Mais pour faire de vraies belles couleurs avec une LED, il faut enduire la puce avec des poudres de phosphore. Et là-dedans, il n’y a pas que du simple phosphore. Les couleurs sont en effet réalisées avec différents cocktails de terres rares. Le plus courant, le grenat d’yttrium et d’aluminium (« YAG ») dopé au cérium, sert à faire une couleur jaune que l’on peut par exemple rajouter sur une LED bleue (à l’indium) pour la rendre blanche. D’autres phosphores à l’yttrium ou à l’europium permettent de faire du rouge, tandis que l’europium peut aussi servir au bleu et le terbium au vert. On peut également retrouver du lanthane et du gadolinium.

Son et vibrations

Quel est le point commun entre un micro, un haut-parleur et les vibrations d’un téléphone ? Tous ces éléments ont besoin d’aimants pour fonctionner. Ce sont eux qui, grâce à leur force d’attraction, produisent les vibrations qui peuvent faire trembler l’appareil en entier — ou produire des oscillations plus fines et traduisibles en son.

Mais il n’est pas question d’utiliser pour cela les mêmes aimants que sur son réfrigérateur. Il faut des aimants minuscules, puissants, et surtout qui ne s’affaiblissent pas avec le temps. La solution la plus éprouvée en la matière est un alliage de néodyme et de praséodyme, également utilisé dans les moteurs électriques et les turbines des éoliennes. Ce mélange peut aussi inclure un peu de terbium ou de dysprosium. Le tungstène, qui est deux fois plus lourd que l’acier, sert de poids pour amplifier les vibrations.

Batteries

Les batteries omniprésentes de nos appareils sont des batteries lithium-ion. On y trouve bien sûr du lithium, métal le plus léger du monde extrait notamment d’Australie et des déserts de sel d’Amérique du Sud. Mais il y faut aussi généralement du cobalt, sous la forme de dioxyde de cobalt et de lithium (LiCoO2), pour former la cathode de la batterie.

Circuit intégré

Un circuit intégré est une plaque de matériau semi-conducteur (généralement du silicium, parfois du germanium) à la surface duquel sont reliés des transistors, petits composants à trois pattes contenant également du matériau semi-conducteur. C’est ce qu’on appelle égalemet une puce. Pour rendre le silicium conducteur d’électricité à certains endroits seulement, il faut le « doper » en y rajoutant des impuretés : du phosphore, du bore, de l’arsenic, de l’antimoine, mais aussi de l’indium ou du gallium. Dans les transistors devant opérer à très haute fréquence, tels que ceux employés pour le Wi-Fi, le Bluetooth ou la 4G, le silicium est remplacé par de l’arséniure de gallium ou du silicium-germanium.

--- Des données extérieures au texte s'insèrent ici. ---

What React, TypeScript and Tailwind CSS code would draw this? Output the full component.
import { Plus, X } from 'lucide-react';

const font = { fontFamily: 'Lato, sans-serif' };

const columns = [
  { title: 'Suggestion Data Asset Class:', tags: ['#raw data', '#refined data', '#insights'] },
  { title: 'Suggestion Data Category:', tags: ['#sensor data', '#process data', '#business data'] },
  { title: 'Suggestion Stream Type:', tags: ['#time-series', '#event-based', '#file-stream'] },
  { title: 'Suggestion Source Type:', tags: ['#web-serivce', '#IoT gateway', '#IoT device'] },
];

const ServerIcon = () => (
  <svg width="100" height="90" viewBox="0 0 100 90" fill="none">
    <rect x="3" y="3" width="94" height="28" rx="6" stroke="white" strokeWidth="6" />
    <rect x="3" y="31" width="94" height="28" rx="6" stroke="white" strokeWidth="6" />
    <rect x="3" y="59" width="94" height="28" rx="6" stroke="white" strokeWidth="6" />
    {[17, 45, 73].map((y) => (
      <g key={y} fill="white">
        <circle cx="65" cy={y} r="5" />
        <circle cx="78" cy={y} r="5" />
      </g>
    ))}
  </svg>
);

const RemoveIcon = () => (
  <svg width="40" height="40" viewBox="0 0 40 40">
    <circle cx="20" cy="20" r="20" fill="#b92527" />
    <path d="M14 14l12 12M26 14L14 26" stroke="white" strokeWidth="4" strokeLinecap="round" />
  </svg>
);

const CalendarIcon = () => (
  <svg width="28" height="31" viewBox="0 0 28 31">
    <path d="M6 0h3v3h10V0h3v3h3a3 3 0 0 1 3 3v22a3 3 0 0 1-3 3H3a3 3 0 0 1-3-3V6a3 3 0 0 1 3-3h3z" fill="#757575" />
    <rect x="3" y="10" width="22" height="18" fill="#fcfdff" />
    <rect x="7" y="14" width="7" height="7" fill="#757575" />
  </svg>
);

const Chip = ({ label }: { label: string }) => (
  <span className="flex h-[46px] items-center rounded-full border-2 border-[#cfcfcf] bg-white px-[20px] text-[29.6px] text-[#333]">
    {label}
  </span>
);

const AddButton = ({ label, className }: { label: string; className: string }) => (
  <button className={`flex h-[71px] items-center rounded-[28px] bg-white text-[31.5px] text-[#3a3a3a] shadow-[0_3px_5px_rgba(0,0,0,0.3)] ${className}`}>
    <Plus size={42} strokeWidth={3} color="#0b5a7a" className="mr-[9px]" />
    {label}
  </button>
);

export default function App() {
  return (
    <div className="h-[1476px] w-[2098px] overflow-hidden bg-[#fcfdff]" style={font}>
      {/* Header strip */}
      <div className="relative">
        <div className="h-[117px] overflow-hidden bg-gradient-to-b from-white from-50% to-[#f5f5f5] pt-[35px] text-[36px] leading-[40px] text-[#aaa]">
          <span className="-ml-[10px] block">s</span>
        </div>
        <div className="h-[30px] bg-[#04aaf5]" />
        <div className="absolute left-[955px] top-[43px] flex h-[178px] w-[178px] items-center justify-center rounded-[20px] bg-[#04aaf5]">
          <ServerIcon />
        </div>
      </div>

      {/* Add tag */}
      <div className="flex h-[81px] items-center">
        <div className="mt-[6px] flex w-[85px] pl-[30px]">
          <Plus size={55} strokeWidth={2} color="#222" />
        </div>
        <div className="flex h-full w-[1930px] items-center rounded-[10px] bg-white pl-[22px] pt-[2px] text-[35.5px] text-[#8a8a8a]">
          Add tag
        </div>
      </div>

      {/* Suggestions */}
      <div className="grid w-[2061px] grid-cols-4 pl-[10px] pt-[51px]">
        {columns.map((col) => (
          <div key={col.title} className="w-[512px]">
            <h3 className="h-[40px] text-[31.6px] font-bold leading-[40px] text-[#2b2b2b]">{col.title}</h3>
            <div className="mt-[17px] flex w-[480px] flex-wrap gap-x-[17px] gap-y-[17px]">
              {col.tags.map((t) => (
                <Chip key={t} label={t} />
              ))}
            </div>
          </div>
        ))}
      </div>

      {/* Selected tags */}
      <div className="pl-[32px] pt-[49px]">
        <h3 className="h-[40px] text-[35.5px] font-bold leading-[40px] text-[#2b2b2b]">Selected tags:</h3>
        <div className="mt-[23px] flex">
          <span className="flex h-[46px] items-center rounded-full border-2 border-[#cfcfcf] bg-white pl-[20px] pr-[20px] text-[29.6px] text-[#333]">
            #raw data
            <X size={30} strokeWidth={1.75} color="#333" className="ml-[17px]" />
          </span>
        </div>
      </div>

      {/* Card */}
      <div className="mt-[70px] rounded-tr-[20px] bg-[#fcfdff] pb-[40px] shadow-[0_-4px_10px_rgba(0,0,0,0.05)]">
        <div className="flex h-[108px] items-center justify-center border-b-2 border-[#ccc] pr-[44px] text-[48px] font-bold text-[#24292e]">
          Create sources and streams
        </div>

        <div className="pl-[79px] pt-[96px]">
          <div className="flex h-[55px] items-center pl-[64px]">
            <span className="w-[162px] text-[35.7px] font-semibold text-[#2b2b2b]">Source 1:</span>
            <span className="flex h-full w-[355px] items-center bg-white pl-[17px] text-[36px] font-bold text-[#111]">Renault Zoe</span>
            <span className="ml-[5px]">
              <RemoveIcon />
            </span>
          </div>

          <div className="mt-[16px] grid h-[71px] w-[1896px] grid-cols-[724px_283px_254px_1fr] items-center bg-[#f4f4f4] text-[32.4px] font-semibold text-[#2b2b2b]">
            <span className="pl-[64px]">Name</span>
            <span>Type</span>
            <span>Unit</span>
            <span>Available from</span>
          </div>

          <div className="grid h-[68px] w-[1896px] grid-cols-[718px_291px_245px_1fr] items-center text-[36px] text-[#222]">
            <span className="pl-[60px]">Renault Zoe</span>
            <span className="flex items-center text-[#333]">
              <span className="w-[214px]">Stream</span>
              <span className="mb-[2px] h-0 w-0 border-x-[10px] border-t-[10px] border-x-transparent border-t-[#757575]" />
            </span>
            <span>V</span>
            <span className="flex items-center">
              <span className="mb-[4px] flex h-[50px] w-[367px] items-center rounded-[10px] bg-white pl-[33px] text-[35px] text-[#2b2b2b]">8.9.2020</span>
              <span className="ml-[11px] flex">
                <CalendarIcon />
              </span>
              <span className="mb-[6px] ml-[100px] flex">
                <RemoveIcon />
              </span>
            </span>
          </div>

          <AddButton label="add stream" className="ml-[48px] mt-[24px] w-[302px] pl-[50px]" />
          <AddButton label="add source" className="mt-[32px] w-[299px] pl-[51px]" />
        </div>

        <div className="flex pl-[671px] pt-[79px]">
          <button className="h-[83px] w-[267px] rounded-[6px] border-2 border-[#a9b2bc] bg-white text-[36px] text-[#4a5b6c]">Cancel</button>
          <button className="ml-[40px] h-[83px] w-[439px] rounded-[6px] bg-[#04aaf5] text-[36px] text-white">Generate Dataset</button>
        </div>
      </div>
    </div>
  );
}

Avec le lancement de sa génération de 45 nm en 2007, Intel a commencé à utiliser du hafnium pour isoler les portes de ses transistors. Ces derniers sont reliés entre eux sur les circuits imprimés par des films de titane et de tungstène. La miniaturisation des puces pousserait les fabricants de semi-conducteurs à remplacer le cuivre, de moins en moins pratique à l’échelle nanométrique, par du cobalt ou du ruthénium.

Circuit imprimé

Les circuits imprimés sont les plaques en résine epoxy, souvent de couleur verte, sur lesquelles on soude des composants grâce à des pistes en cuivre. L’or et l’argent ne sont pas toujours classés comme « métaux rares », mais nous avons choisi de les mentionner en raison de leur importance en électronique. Excellent conducteur électrique, l’or se retrouve donc dans les circuits imprimés, constituant notamment les fils de liaison entre le silicium et les broches des différents composants. L’argent, lui, est présent dans la plupart des résistances. On retrouve aussi dans les circuits imprimés de très petites quantités de palladium, un métal de la famille du platine.

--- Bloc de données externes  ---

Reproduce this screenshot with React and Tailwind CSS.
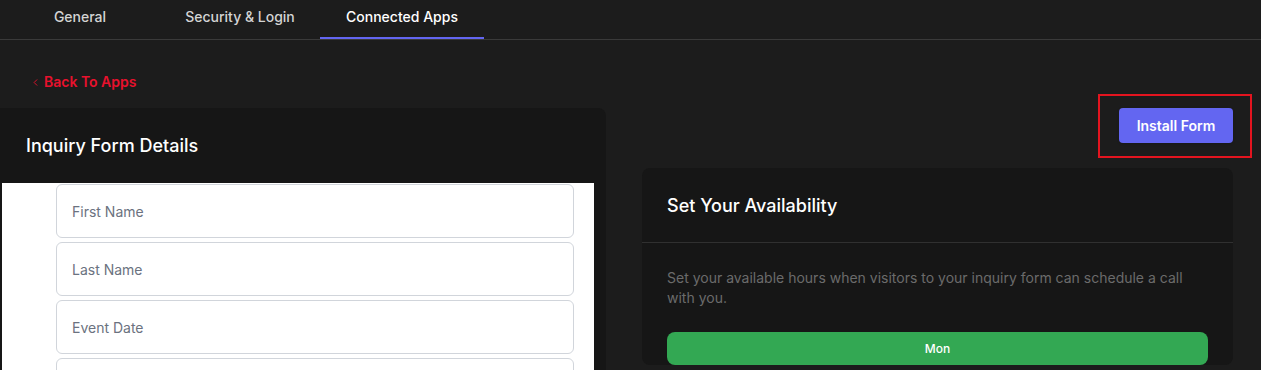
import { ChevronLeft } from "lucide-react";

const tabs = [
  { label: "General", width: "w-[160px]" },
  { label: "Security & Login", width: "w-[160px]" },
  { label: "Connected Apps", width: "w-[164px]", active: true },
];

const fields = ["First Name", "Last Name", "Event Date", ""];

export default function App() {
  return (
    <div
      className="h-[370px] w-full overflow-hidden bg-[#1c1c1c] text-white"
      style={{ fontFamily: "Inter, 'Open Sans', sans-serif" }}
    >
      <nav className="flex h-[40px] border-b border-[#3a3a3a]">
        {tabs.map((tab) => (
          <div
            key={tab.label}
            className={`${tab.width} flex h-full items-start justify-center pt-[6px] text-[14px] font-medium ${
              tab.active
                ? "border-b-2 border-[#6366f1] text-white"
                : "text-[#d4d4d4]"
            }`}
          >
            {tab.label}
          </div>
        ))}
      </nav>

      <div className="flex h-[68px] items-start pl-[30px] pt-[32px]">
        <a className="flex items-center gap-[3px] text-[14px] leading-5 font-semibold text-[#e8112d]">
          <ChevronLeft size={11} strokeWidth={2} />
          Back To Apps
        </a>
      </div>

      <div className="flex">
        <section className="w-[606px] shrink-0 rounded-tr-lg bg-[#161616]">
          <div className="flex h-[75px] items-center px-[26px]">
            <h2 className="text-[18px] font-medium">Inquiry Form Details</h2>
          </div>
          <div className="pl-[2px] pr-[12px]">
            <div className="flex h-[200px] flex-col gap-[4px] bg-white pl-[54px] pr-[20px] pt-[1px]">
              {fields.map((f, i) => (
                <div
                  key={i}
                  className="flex h-[54px] shrink-0 items-center rounded-md border border-[#d1d5db] px-[15px] text-[14px] text-[#6b7280]"
                >
                  {f}
                </div>
              ))}
            </div>
          </div>
        </section>

        <div className="ml-[36px] mr-[28px] flex-1">
          <div className="relative flex justify-end">
            <button className="h-[35px] w-[114px] rounded bg-[#6366f1] text-[14px] font-semibold text-white shadow">
              Install Form
            </button>
            <div className="pointer-events-none absolute left-[456px] top-[-14px] h-[64px] w-[154px] border-2 border-[#e3141f]" />
          </div>

          <section className="mt-[25px] rounded-lg bg-[#161616]">
            <div className="flex h-[75px] items-center border-b border-[#303030] px-[25px]">
              <h2 className="text-[18px] font-medium">Set Your Availability</h2>
            </div>
            <div className="px-[25px] pt-[25px]">
              <p className="text-[14px] leading-5 text-[#6b6b6b]">
                Set your available hours when visitors to your inquiry form can schedule a call
                with you.
              </p>
              <button className="mt-[24px] h-[33px] w-full rounded-lg bg-[#33a853] text-[12px] font-medium text-white">
                Mon
              </button>
            </div>
          </section>
        </div>
      </div>
    </div>
  );
}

Enfin, un des composants fréquents que l’on soude sur les circuits imprimés est le condensateur, une petite citerne à énergie électrique. Les condensateurs standard utilisent de l’aluminium, mais ceux-ci sont trop gros pour rentrer dans un smartphone. Pour en fabriquer de très petite taille, on utilise du tantale.

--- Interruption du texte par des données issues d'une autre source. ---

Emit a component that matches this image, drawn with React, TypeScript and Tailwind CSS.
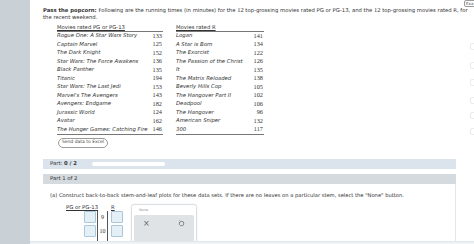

Tous ces métaux aux noms étranges sont donc vitaux pour nos smartphones. Mais ils le sont aussi pour de nombreuses applications de pointe en chimie et en médecine, ainsi que pour la plupart des énergies propres. C’est un comble quand l’on sait que ces ressources sont « sales » à exploiter, écologiquement et politiquement. D’où leur enjeu, qui ira sans doute en grandissant à l’avenir.